Each episode took place in the middle of a fast-paced animated hockey game. The instant Peter noticed real-live viewers were watching the game, he would say hi, skate up to the camera, and begin describing rules and concepts of hockey. Many times he would use the players and the officials in his hockey game to show how plays are set up, what hand signals are used when describing penalties, and how to differentiate icing from a two-line pass. Within months, kids who wouldn’t know a slapshot from buckshot could correctly cite the offsides and icing rules as easily as singing the preamble to the Constitution.
McFarlane wrote many of the episodes, continuing a literary tradition set by his father, who wrote many of the Hardy Boys novels under the pseudonym Franklin W. Dixon. Although Puck’s body was drawn by Hanna-Barbera artists, his voice actually belonged to actor Ronnie Schell [Gomer Pyle, U.S.M.C.], who did some voice work for the cartoon studio in the 1970’s.
In one memorable episode, Peter Puck showed the audience a three-on-two breakaway used by the Detroit Red Wings’ “Production Line” (Sid Abel would pass to Gordie Howe at the point, who shot it at the boards, where Ted Lindsay would pick up the rebound and swat it past the goalie). Another classic episode, “The Story of the Stanley Cup,” described the champion chalice and some of the famous contests played for it. A companion episode discusses the sister trophies in the NHL (Hart, Vezina, Lady Byng, etc.).

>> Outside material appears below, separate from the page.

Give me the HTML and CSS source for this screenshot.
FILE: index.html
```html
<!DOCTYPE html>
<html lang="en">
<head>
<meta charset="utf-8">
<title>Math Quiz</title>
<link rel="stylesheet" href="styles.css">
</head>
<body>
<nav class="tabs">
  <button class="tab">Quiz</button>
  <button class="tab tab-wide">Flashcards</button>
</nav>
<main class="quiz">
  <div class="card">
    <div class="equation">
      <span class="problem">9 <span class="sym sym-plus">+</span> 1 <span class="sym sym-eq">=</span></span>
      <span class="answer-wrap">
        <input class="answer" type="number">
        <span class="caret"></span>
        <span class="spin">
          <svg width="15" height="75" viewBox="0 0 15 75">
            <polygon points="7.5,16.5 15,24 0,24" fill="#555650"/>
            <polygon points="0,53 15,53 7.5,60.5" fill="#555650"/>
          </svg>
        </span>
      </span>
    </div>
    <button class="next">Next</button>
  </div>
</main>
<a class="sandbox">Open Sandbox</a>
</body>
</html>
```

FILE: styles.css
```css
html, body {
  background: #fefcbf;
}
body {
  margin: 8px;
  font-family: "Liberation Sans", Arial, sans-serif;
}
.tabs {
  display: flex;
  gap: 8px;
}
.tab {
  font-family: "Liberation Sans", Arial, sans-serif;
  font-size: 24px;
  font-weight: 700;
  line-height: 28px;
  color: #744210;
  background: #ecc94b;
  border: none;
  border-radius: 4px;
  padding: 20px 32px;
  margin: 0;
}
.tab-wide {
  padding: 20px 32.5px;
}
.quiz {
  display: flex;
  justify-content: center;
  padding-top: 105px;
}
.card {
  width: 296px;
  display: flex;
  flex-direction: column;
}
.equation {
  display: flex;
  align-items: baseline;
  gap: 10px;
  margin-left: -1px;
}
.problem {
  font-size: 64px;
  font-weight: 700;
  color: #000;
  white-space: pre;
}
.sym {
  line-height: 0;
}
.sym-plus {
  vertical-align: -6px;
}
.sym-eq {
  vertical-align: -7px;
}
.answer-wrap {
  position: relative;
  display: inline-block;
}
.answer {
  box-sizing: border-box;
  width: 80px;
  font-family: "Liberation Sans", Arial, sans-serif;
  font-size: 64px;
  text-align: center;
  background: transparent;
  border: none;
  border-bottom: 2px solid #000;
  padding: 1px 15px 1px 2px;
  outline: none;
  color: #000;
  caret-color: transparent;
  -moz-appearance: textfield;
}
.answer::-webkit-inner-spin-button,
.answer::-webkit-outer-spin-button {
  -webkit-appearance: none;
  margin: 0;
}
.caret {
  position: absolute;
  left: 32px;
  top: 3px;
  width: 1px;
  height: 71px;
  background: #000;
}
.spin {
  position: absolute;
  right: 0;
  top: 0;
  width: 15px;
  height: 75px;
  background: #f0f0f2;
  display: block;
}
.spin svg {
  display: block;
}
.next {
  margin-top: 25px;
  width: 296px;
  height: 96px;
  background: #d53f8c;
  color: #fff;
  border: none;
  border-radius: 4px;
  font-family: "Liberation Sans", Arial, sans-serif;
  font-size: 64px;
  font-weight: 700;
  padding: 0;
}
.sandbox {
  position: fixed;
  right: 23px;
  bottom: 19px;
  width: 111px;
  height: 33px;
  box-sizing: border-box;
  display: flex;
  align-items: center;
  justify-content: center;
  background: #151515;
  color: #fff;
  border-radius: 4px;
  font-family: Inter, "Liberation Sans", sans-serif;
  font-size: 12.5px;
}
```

Meanwhile, both the red-sweatered home team and the blue-jerseyed road team swatted Peter around, often in the middle of his lessons. Sometimes the players apologized for hitting Peter so hard with their slapshot; other times Peter would wise off about the goaltenders and their 1960’s face shields. “Some of the letters people sent me were kind of cute,” said McFarlane. “I used to keep the best letters, because kids would send in a drawing of Peter Puck or make a snowman out of Peter Puck, take a picture of it and send it in. I can remember letters like, ‘Dear Peter, does it hurt when they hit you on your bottom?’ He even got marriage proposals and things of that nature.”
Hanna-Barbera used a process called “limited animation” during the Peter Puck series, essentially reusing the least number of drawings to provide the most amount of information. Diagrammed hockey plays and rules were shown as overhead shots with animated dots and dashed lines. Sometimes the hockey players in the show looked like they were facing each other – the drawings were reversed on one side rather than have to draw two different skaters. Sometimes that caused unintentional incongruities, such as an all-left-handed team versus an all-right-handed team.

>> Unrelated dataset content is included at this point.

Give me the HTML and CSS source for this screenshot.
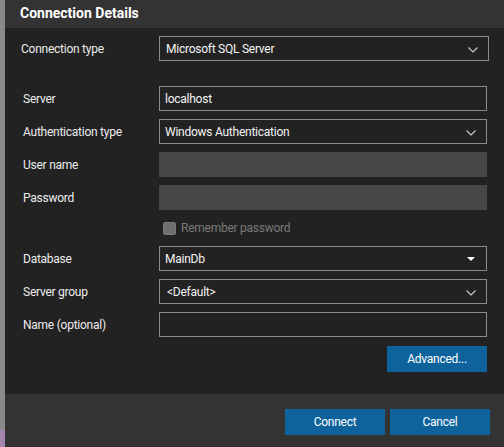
FILE: index.html
```html
<!DOCTYPE html>
<html lang="en">
  <head>
    <meta charset="UTF-8" />
    <meta name="viewport" content="width=device-width, initial-scale=1.0" />
    <title>Connection Details</title>
    <link rel="stylesheet" href="styles.css">
  </head>

  <body>
    <div class="backdrop"></div>
    <div class="dialog">
      <div class="dialog-header">Connection Details</div>

      <div class="dialog-body">
        <div class="form-grid type-grid">
          <label class="form-label">Connection type</label>
          <div class="select-box wide">
            <span>Microsoft SQL Server</span>
            <svg class="chevron" width="10" height="6" viewBox="0 0 10 6">
              <path d="M0.5 0.5 L5 5 L9.5 0.5" fill="none" stroke="#cccccc" stroke-width="1.1" />
            </svg>
          </div>
        </div>

        <div class="form-grid details-grid">
          <label class="form-label">Server</label>
          <div class="text-box">localhost</div>

          <label class="form-label">Authentication type</label>
          <div class="select-box">
            <span>Windows Authentication</span>
            <svg class="chevron" width="10" height="6" viewBox="0 0 10 6">
              <path d="M0.5 0.5 L5 5 L9.5 0.5" fill="none" stroke="#cccccc" stroke-width="1.1" />
            </svg>
          </div>

          <label class="form-label">User name</label>
          <div class="text-box disabled"></div>

          <label class="form-label">Password</label>
          <div class="text-box disabled"></div>

          <span></span>
          <div class="checkbox-row">
            <span class="checkbox"></span>
            <span>Remember password</span>
          </div>

          <label class="form-label">Database</label>
          <div class="select-box">
            <span>MainDb</span>
            <svg class="caret" width="8" height="4" viewBox="0 0 8 4">
              <path d="M0 0 L8 0 L4 4 Z" fill="#ffffff" />
            </svg>
          </div>

          <label class="form-label">Server group</label>
          <div class="select-box">
            <span class="group-value">&lt;Default&gt;</span>
            <svg class="chevron" width="10" height="6" viewBox="0 0 10 6">
              <path d="M0.5 0.5 L5 5 L9.5 0.5" fill="none" stroke="#cccccc" stroke-width="1.1" />
            </svg>
          </div>

          <label class="form-label">Name (optional)</label>
          <div class="text-box"></div>
        </div>

        <div class="advanced-row">
          <button class="btn">Advanced...</button>
        </div>
      </div>

      <div class="dialog-footer">
        <button class="btn">Connect</button>
        <button class="btn">Cancel</button>
      </div>
    </div>
  </body>
</html>
```

FILE: styles.css
```css
html,
body {
  margin: 0;
  height: 100%;
}

body {
  font-family: Roboto, "Noto Sans", sans-serif;
  font-size: 12px;
  letter-spacing: -0.25px;
  color: #e8e8e8;
  background-color: #8a8a8a;
  display: flex;
  overflow: hidden;
}

.backdrop {
  width: 5px;
  flex-shrink: 0;
  background: linear-gradient(#8a8a8a 0, #8a8a8a 430px, #a386ad 430px);
}

.dialog {
  flex: 1;
  display: flex;
  flex-direction: column;
  background-color: #222222;
}

.dialog-header {
  height: 28px;
  box-sizing: border-box;
  padding: 5px 0 0 15px;
  background-color: #333333;
  color: #ffffff;
  font-size: 14px;
  font-weight: 700;
  letter-spacing: 0;
}

.dialog-body {
  height: 366px;
  box-sizing: border-box;
  padding-top: 8px;
}

.form-grid {
  display: grid;
  grid-template-columns: 136px 328px;
  grid-auto-rows: 25px;
  row-gap: 8px;
  padding-left: 18px;
  align-items: center;
}

.type-grid {
  grid-template-columns: 138px 330px;
  padding-left: 16px;
  margin-bottom: 25px;
}

.details-grid {
  grid-template-rows: repeat(4, 25px) 20px repeat(3, 25px);
}

.form-label {
  color: #ececec;
}

.select-box,
.text-box {
  height: 25px;
  box-sizing: border-box;
  border: 1px solid #8b8b8b;
  display: flex;
  align-items: center;
  justify-content: space-between;
  padding: 0 10px 0 5px;
  color: #f4f4f4;
}

.select-box.wide {
  padding-left: 6px;
}

.text-box.disabled {
  border-color: #464646;
  background-color: #464646;
}

.group-value {
  padding-left: 2px;
}

.chevron {
  margin-top: 2px;
}

.caret {
  margin-right: 1px;
}

.checkbox-row {
  display: flex;
  align-items: center;
  gap: 5px;
  padding-left: 4px;
  color: #7a7a7a;
  height: 20px;
}

.checkbox {
  width: 11px;
  height: 11px;
  border: 1px solid #7a7a7a;
  background-color: #6f6f6f;
  border-radius: 2px;
}

.advanced-row {
  display: flex;
  justify-content: flex-end;
  width: 482px;
  margin-top: 9px;
}

.btn {
  width: 100px;
  height: 26px;
  border: none;
  background-color: #0e639c;
  color: #ffffff;
  font-family: Roboto, "Noto Sans", sans-serif;
  font-size: 12px;
  letter-spacing: -0.25px;
  padding: 0;
}

.dialog-footer {
  flex: 1;
  display: flex;
  justify-content: flex-end;
  align-items: flex-start;
  gap: 5px;
  padding: 15px 14px 0 0;
  background-color: #333333;
}
```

During Peter Puck’s tenure on NBC, only nine episodes were ever made. Since creating new animated episodes would have cost upwards of $200,000 for a series, McFarlane tried some novel approaches during Peter’s appearances on Hockey Night in Canada, cutting costs by mixing existing animation with archival hockey footage. “I didn’t have much of a budget, so I would have Peter skip across the screen for 30 seconds, and say, ‘I’m going to tell you a story from my hockey history book,’ and then I’d go to the videotape and have Peter’s voice do the voiceover, and some famous Stanley Cup game footage would air while Peter described it. Then he’d say, ‘That’s it. Join me for another story from my hockey history book.’ That was a very inexpensive way to keep Peter going for a while.”
Peter Puck retired from television in 1980, but McFarlane has kept the character alive. For many years, the wisecracking rubber biscuit has appeared at shopping malls, skate-a-thons, and other public appearances. Also appearing with Peter has been a companion, Penny Puck (actually a Peter Puck costume with a hair bow on top). “Peter goes over terrific. You have to have an escort for him, because kids will grab him by his gloves, or leave sticky fingers on his backside, try to grab his gloves and run away, that sort of thing. Every time there’s an appearance, I always tell the guy in the costume ahead of time to follow some simple rules – when you’re in the costume, you are Peter Puck to all these kids, and Peter doesn’t talk at shows like he talks on TV because he’s shy. So one day I’ve got a guy playing Peter Puck at a mall opening, and the local TV station wants to ask ‘Peter Puck’ a question, so they point a camera at him and say, ‘What’s your name?’ And the guy inside Peter Puck goes, ‘I’m Johnny Smith from St. Catherines! Welcome to the mall!”
Every so often, a hockey team calls McFarlane and asks him about using Peter Puck for their television broadcasts, or in putting him on their video scoreboard. The Boston Bruins want to use Peter in their inaugural season at the FleetCenter; the Syracuse Crunch have rebroadcast classic Peter Puck episodes during their televised games. “I get a call at least once a week from somebody, whether it’s the new team in Charlotte or some team in Texas or the midwest, saying ‘Who is this Peter Puck? Someone said we should phone you and see if we can’t use Peter Puck on our arena scoreboard.'”
Three books – Peter Puck: Love That Hockey Game (1975), Peter Puck and the Stolen Stanley Cup (1980), and Peter Puck’s Greatest Moments in Hockey (1980) – are now collector’s items. Meanwhile, fans hope that one day Peter Puck will lace up his skates once again, ready to entertain and educate hockey fans throughout North America. And as Peter himself would say while skating off into the sunset, “Love that hockey game!”
NOTE: This article was originally written in 1997. In 2007, a DVD series that contained all the original Hanna-Barbera episodes was released. New episodes, featuring a computer-generated Peter Puck, later appeared on YouTube.